HSBC to launch centralised Nafta payments service

Source: HSBC

HSBC's Global Transaction Banking Services business today announced it will provide clients a centralized-secure payment service across Canada, the United States and Mexico.

The payment service from one of the world's largest financial institutions is geared toward clients that need to make payments to trading partners within North American Free Trade Agreement (NAFTA) countries. It especially benefits multinational companies in the automotive, pharmaceutical, technology, logistics, and consumer goods sectors that do business in any of these three markets.

"NAFTA has increased commerce across these important economic centers, and increased a client's need to expedite payments, reduce payment file formatting, and save money," said Michael Gallagher, head of global transaction banking for NAFTA countries at HSBC. "Before introducing this service, corporate treasurers were generally required to maintain multiple banking relationships. Clients now have the choice to use one bank to process payments in U.S. dollars, Canadian dollars, and Mexican pesos - reducing risk, errors and costs."

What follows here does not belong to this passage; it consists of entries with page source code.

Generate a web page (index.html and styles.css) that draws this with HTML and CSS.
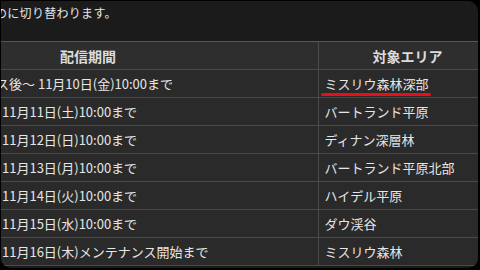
FILE: index.html
```html
<!DOCTYPE html>
<html lang="ja">
<head>
<meta charset="utf-8">
<link rel="stylesheet" href="styles.css">
</head>
<body>
<div class="frame">
  <p class="notice"><span class="lead">の</span>に切り替わります。</p>
  <table class="schedule">
    <colgroup><col class="col-period"><col class="col-area"></colgroup>
    <thead>
      <tr><th class="h-period">配信期間</th><th class="h-area">対象エリア</th></tr>
    </thead>
    <tbody>
      <tr><td><span class="lead">ス</span>後～ 11月10日(金)10:00まで</td><td><span class="marked">ミスリウ森林深部</span></td></tr>
      <tr><td>11月11日(土)10:00まで</td><td>バートランド平原</td></tr>
      <tr><td>11月12日(日)10:00まで</td><td>ディナン深層林</td></tr>
      <tr><td>11月13日(月)10:00まで</td><td>バートランド平原北部</td></tr>
      <tr><td>11月14日(火)10:00まで</td><td>ハイデル平原</td></tr>
      <tr><td>11月15日(水)10:00まで</td><td>ダウ渓谷</td></tr>
      <tr><td>11月16日(木)メンテナンス開始まで</td><td>ミスリウ森林</td></tr>
    </tbody>
  </table>
</div>
</body>
</html>
```
FILE: styles.css
```css
html, body {
  margin: 0;
  padding: 0;
  background: #000;
  width: 480px;
  height: 270px;
  overflow: hidden;
}
.frame {
  margin: 1px 2px 0 1px;
  height: 267px;
  background: #1b1b1b;
  border-radius: 0 10px 10px 10px;
  overflow: hidden;
  font-family: "Noto Sans CJK JP", "Noto Sans", sans-serif;
  color: #e6e6e6;
}
.notice {
  margin: 0;
  height: 40px;
  padding: 3px 0 0 0;
  box-sizing: border-box;
  font-size: 12px;
  line-height: 18px;
  white-space: nowrap;
  letter-spacing: 0.3px;
}
.lead {
  margin-left: -6px;
}
.schedule {
  border-collapse: collapse;
  table-layout: fixed;
  width: 520px;
  background: #2a2a2a;
  font-size: 13px;
}
.col-period { width: 317px; }
.col-area { width: 203px; }
.schedule th,
.schedule td {
  height: 28px;
  padding: 0;
  box-sizing: border-box;
  border-top: 1px solid #4a4a4a;
  border-bottom: 1px solid #4a4a4a;
  text-align: left;
  white-space: nowrap;
  vertical-align: middle;
}
.schedule th {
  background: #2e2e2e;
  font-size: 14px;
  font-weight: bold;
  color: #dcdcdc;
  border-top-color: #555;
}
.schedule td + td,
.schedule th + th {
  border-left: 1px solid #4a4a4a;
  padding-left: 6px;
}
.h-period { padding-left: 59px !important; }
.schedule th.h-area { padding-left: 54px; }
.schedule td:first-child { padding-left: 1px; }
.marked {
  position: relative;
}
.marked::after {
  content: "";
  position: absolute;
  left: -4px;
  right: -2px;
  bottom: -3px;
  height: 3px;
  border-radius: 2px;
  background: #e4101c;
}
```
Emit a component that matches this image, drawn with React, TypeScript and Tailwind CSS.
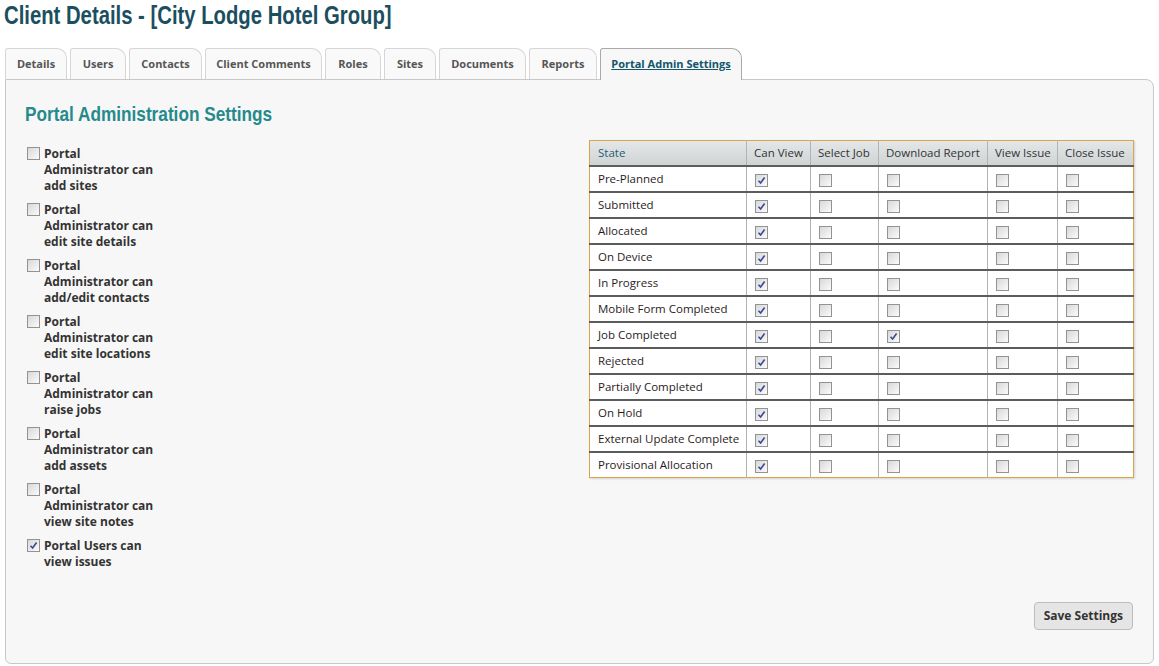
import React from 'react';

const tabs = [
    { label: 'Details', w: 'w-[62px]' },
    { label: 'Users', w: 'w-[56px]' },
    { label: 'Contacts', w: 'w-[73px]' },
    { label: 'Client Comments', w: 'w-[117px]' },
    { label: 'Roles', w: 'w-[56px]' },
    { label: 'Sites', w: 'w-[52px]' },
    { label: 'Documents', w: 'w-[87px]' },
    { label: 'Reports', w: 'w-[68px]' },
    { label: 'Portal Admin Settings', w: 'w-[142px]' }
];

const options = [
    { label: 'Portal Administrator can add sites', on: false },
    { label: 'Portal Administrator can edit site details', on: false },
    { label: 'Portal Administrator can add/edit contacts', on: false },
    { label: 'Portal Administrator can edit site locations', on: false },
    { label: 'Portal Administrator can raise jobs', on: false },
    { label: 'Portal Administrator can add assets', on: false },
    { label: 'Portal Administrator can view site notes', on: false },
    { label: 'Portal Users can view issues', on: true }
];

const states = [
    'Pre-Planned',
    'Submitted',
    'Allocated',
    'On Device',
    'In Progress',
    'Mobile Form Completed',
    'Job Completed',
    'Rejected',
    'Partially Completed',
    'On Hold',
    'External Update Complete',
    'Provisional Allocation'
];

const font = { fontFamily: '"Open Sans", "Noto Sans", sans-serif' };
const narrow = { fontFamily: '"Liberation Sans", Arial, sans-serif' };

function Box({ on }: { on?: boolean }) {
    return (
        <span className="inline-flex h-[13px] w-[13px] shrink-0 items-center justify-center border border-[#939393] bg-linear-to-br from-[#d8d8d8] to-[#fbfbfb]">
            {on && (
                <svg width="9" height="9" viewBox="0 0 9 9">
                    <path d="M1.5 4.8 L3.6 7 L7.6 1.5" fill="none" stroke="#3b4a92" strokeWidth="1.6" />
                </svg>
            )}
        </span>
    );
}

function Cell({ on, edge }: { on?: boolean; edge?: boolean }) {
    return (
        <td className={`h-[24px] p-0 pl-[8px] align-middle ${edge ? '' : 'border-r border-r-[#b3b3b3]'}`}>
            <div className="flex h-[24px] items-center pt-[3px]">
                <Box on={on} />
            </div>
        </td>
    );
}

export default function App() {
    return (
        <div className="min-h-[666px] w-[1159px] bg-white text-[#333]" style={font}>
            <div className="h-[30px] pl-[4px]">
                <h1 className="inline-block origin-left scale-x-[0.78] text-[26px] leading-[30px] font-bold text-[#1b4f60]" style={narrow}>
                    Client Details - [City Lodge Hotel Group]
                </h1>
            </div>

            <div className="mt-[18px] flex gap-[3px] pl-[5px]">
                {tabs.map((t, i) =>
                    i === tabs.length - 1 ? (
                        <div
                            key={t.label}
                            className={`relative z-10 -mb-px flex h-[32px] items-center justify-center rounded-tl-[3px] rounded-tr-[10px] border border-b-0 border-[#a9a9a9] bg-[#f7f7f7] text-[11px] font-bold whitespace-nowrap text-[#11566b] underline ${t.w}`}
                        >
                            {t.label}
                        </div>
                    ) : (
                        <div
                            key={t.label}
                            className={`flex h-[31px] items-center justify-center rounded-tl-[3px] rounded-tr-[10px] border border-b-0 border-[#d6d6d6] bg-[#f9f9f9] text-[11px] font-bold whitespace-nowrap text-[#555] ${t.w}`}
                        >
                            {t.label}
                        </div>
                    )
                )}
            </div>

            <div className="mx-[5px] flex h-[585px] flex-col rounded-tr-[8px] rounded-b-[6px] border border-[#c8c8c8] bg-[#f7f7f7] pr-[19px] pl-[19px]">
                <div className="mt-[21px] h-[26px]">
                    <h2 className="inline-block origin-left scale-x-[0.82] text-[21px] leading-[26px] font-bold text-[#258a8c]" style={narrow}>
                        Portal Administration Settings
                    </h2>
                </div>

                <div className="mt-[13px] flex items-start justify-between">
                    <div className="flex w-[140px] flex-col gap-[8px] pt-[6px] pl-[2px]">
                        {options.map((o) => (
                            <div key={o.label} className="flex items-start gap-[4px]">
                                <span className="mt-[1px] flex">
                                    <Box on={o.on} />
                                </span>
                                <span className="w-[118px] text-[12px] leading-[16px] font-bold text-[#333]">{o.label}</span>
                            </div>
                        ))}
                    </div>

                    <table className="w-[545px] border-collapse border border-[#dca44a] text-[11.5px] leading-[16px] shadow-[1px_1px_2px_rgba(0,0,0,0.15)]">
                        <thead>
                            <tr className="bg-linear-to-b from-[#e4e7e7] to-[#cfd3d3] text-left">
                                <th className="h-[25px] w-[157px] border-r border-b-2 border-r-[#b3b3b3] border-b-[#5c5c5c] p-0 pl-[8px] font-normal text-[#1e5d78]">State</th>
                                <th className="w-[64px] border-r border-b-2 border-r-[#b3b3b3] border-b-[#5c5c5c] p-0 pl-[7px] font-normal text-[#333]">Can View</th>
                                <th className="w-[68px] border-r border-b-2 border-r-[#b3b3b3] border-b-[#5c5c5c] p-0 pl-[7px] font-normal text-[#333]">Select Job</th>
                                <th className="w-[109px] border-r border-b-2 border-r-[#b3b3b3] border-b-[#5c5c5c] p-0 pl-[7px] font-normal text-[#333]">Download Report</th>
                                <th className="w-[70px] border-r border-b-2 border-r-[#b3b3b3] border-b-[#5c5c5c] p-0 pl-[7px] font-normal text-[#333]">View Issue</th>
                                <th className="border-b-2 border-b-[#5c5c5c] p-0 pl-[7px] font-normal text-[#333]">Close Issue</th>
                            </tr>
                        </thead>
                        <tbody>
                            {states.map((s, i) => {
                                const last = i === states.length - 1;
                                return (
                                    <tr key={s} className={`bg-white ${last ? '' : 'border-b-2 border-b-[#5c5c5c]'}`}>
                                        <td className="h-[24px] border-r border-r-[#b3b3b3] p-0 pl-[8px] text-[#2a1c1c]">{s}</td>
                                        <Cell on />
                                        <Cell />
                                        <Cell on={s === 'Job Completed'} />
                                        <Cell />
                                        <Cell edge />
                                    </tr>
                                );
                            })}
                        </tbody>
                    </table>
                </div>

                <div className="mt-auto mb-[33px] flex justify-end">
                    <button className="mr-[1px] h-[28px] rounded-[4px] border border-[#bdbdbd] bg-[#e5e5e5] px-[9px] text-[12px] font-bold text-[#333]">
                        Save Settings
                    </button>
                </div>
            </div>
        </div>
    );
}
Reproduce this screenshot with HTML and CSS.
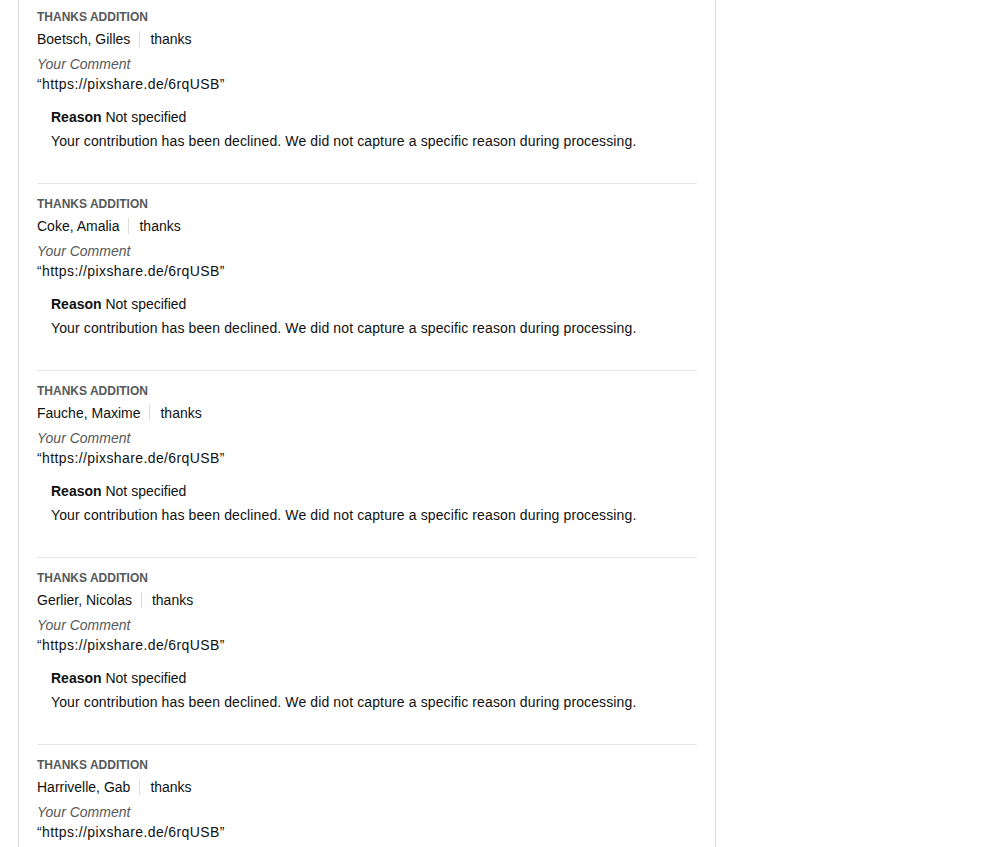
FILE: index.html
```html
<!DOCTYPE html>
<html lang="en">
<head>
  <meta charset="UTF-8">
  <meta name="viewport" content="width=device-width, initial-scale=1.0">
  <title>Contributions</title>
  <link rel="stylesheet" href="styles.css">
</head>
<body>
  <div class="panel">
    <div class="entry">
      <div class="entry-type">Thanks Addition</div>
      <div class="entry-name"><span class="person">Boetsch, Gilles</span><span class="role">thanks</span></div>
      <div class="comment-label">Your Comment</div>
      <div class="comment-text">“https://pixshare.de/6rqUSB”</div>
      <div class="reason">
        <div class="reason-title"><strong>Reason</strong> Not specified</div>
        <div class="reason-text">Your contribution has been declined. We did not capture a specific reason during processing.</div>
      </div>
    </div>

    <div class="entry">
      <div class="entry-type">Thanks Addition</div>
      <div class="entry-name"><span class="person">Coke, Amalia</span><span class="role">thanks</span></div>
      <div class="comment-label">Your Comment</div>
      <div class="comment-text">“https://pixshare.de/6rqUSB”</div>
      <div class="reason">
        <div class="reason-title"><strong>Reason</strong> Not specified</div>
        <div class="reason-text">Your contribution has been declined. We did not capture a specific reason during processing.</div>
      </div>
    </div>

    <div class="entry">
      <div class="entry-type">Thanks Addition</div>
      <div class="entry-name"><span class="person">Fauche, Maxime</span><span class="role">thanks</span></div>
      <div class="comment-label">Your Comment</div>
      <div class="comment-text">“https://pixshare.de/6rqUSB”</div>
      <div class="reason">
        <div class="reason-title"><strong>Reason</strong> Not specified</div>
        <div class="reason-text">Your contribution has been declined. We did not capture a specific reason during processing.</div>
      </div>
    </div>

    <div class="entry">
      <div class="entry-type">Thanks Addition</div>
      <div class="entry-name"><span class="person">Gerlier, Nicolas</span><span class="role">thanks</span></div>
      <div class="comment-label">Your Comment</div>
      <div class="comment-text">“https://pixshare.de/6rqUSB”</div>
      <div class="reason">
        <div class="reason-title"><strong>Reason</strong> Not specified</div>
        <div class="reason-text">Your contribution has been declined. We did not capture a specific reason during processing.</div>
      </div>
    </div>

    <div class="entry">
      <div class="entry-type">Thanks Addition</div>
      <div class="entry-name"><span class="person">Harrivelle, Gab</span><span class="role">thanks</span></div>
      <div class="comment-label">Your Comment</div>
      <div class="comment-text">“https://pixshare.de/6rqUSB”</div>
      <div class="reason">
        <div class="reason-title"><strong>Reason</strong> Not specified</div>
        <div class="reason-text">Your contribution has been declined. We did not capture a specific reason during processing.</div>
      </div>
    </div>
  </div>
</body>
</html>
```

FILE: styles.css
```css
* {
  box-sizing: border-box;
}

html, body {
  margin: 0;
  padding: 0;
}

body {
  font-family: 'Liberation Sans', Arial, sans-serif;
  font-size: 14px;
  line-height: 20px;
  color: #0f1111;
  background: #ffffff;
}

.panel {
  width: 698px;
  margin-left: 18px;
  padding: 0 18px;
  border-left: 1px solid #dddddd;
  border-right: 1px solid #dddddd;
  min-height: 100vh;
}

.entry {
  padding: 12px 0 32px;
  border-bottom: 1px solid #e7e7e7;
}

.entry:first-child {
  padding-top: 9px;
}

.entry:last-child {
  border-bottom: none;
}

.entry-type {
  font-size: 12px;
  line-height: 16px;
  font-weight: 700;
  color: #565959;
  text-transform: uppercase;
}

.entry-name {
  margin-top: 4px;
  display: flex;
  align-items: center;
}

.person {
  padding-right: 9px;
  border-right: 1px solid #dddddd;
  line-height: 16px;
}

.role {
  padding-left: 10px;
}

.comment-label {
  margin-top: 5px;
  font-style: italic;
  color: #565959;
}

.comment-text {
  letter-spacing: 0.4px;
}

.reason {
  margin-top: 13px;
  padding-left: 14px;
}

.reason-title strong {
  font-weight: 700;
}

.reason-text {
  margin-top: 4px;
  letter-spacing: 0.12px;
}
```
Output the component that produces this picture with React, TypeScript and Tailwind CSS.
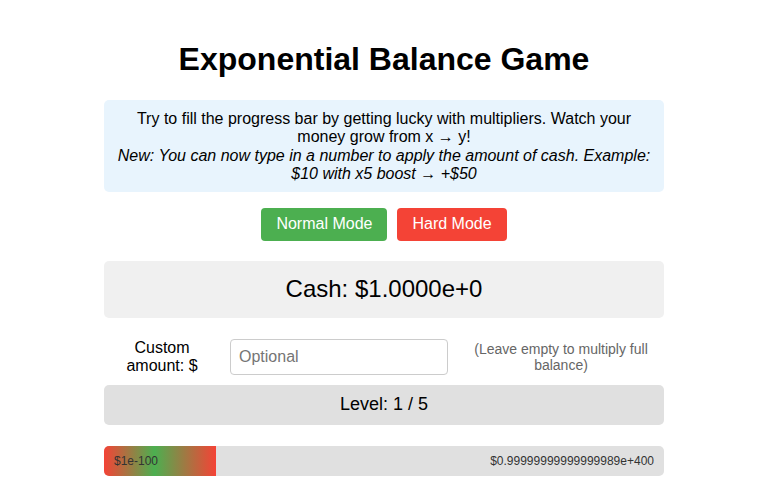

"HSBC is proud to launch a service that will streamline the payments and cash management process for many of our clients," said Martin Glynn, president and chief executive officer, HSBC Bank USA, N.A. "This is another example of how HSBC can use its global network to develop cross border services for its domestic and international client base."

HSBC's payment process is flexible and allows clients to send check, wire money transfers and Automated Clearing House (ACH) payments in one file-format whether those payables are in a single currency or in multiple currencies within North America. Through its presence across NAFTA countries, HSBC is able to facilitate all payment types into one consolidated file via HSBC Connect - a secure host-to-host file-based delivery channel.

"Corporate treasurers will no longer have to maintain a variety of in-country formats. They will have the ability to transmit data for high and low value payments across NAFTA countries with confidence and ease," added Michael Gallagher. "And the added benefit of keeping the payment flows within one institution."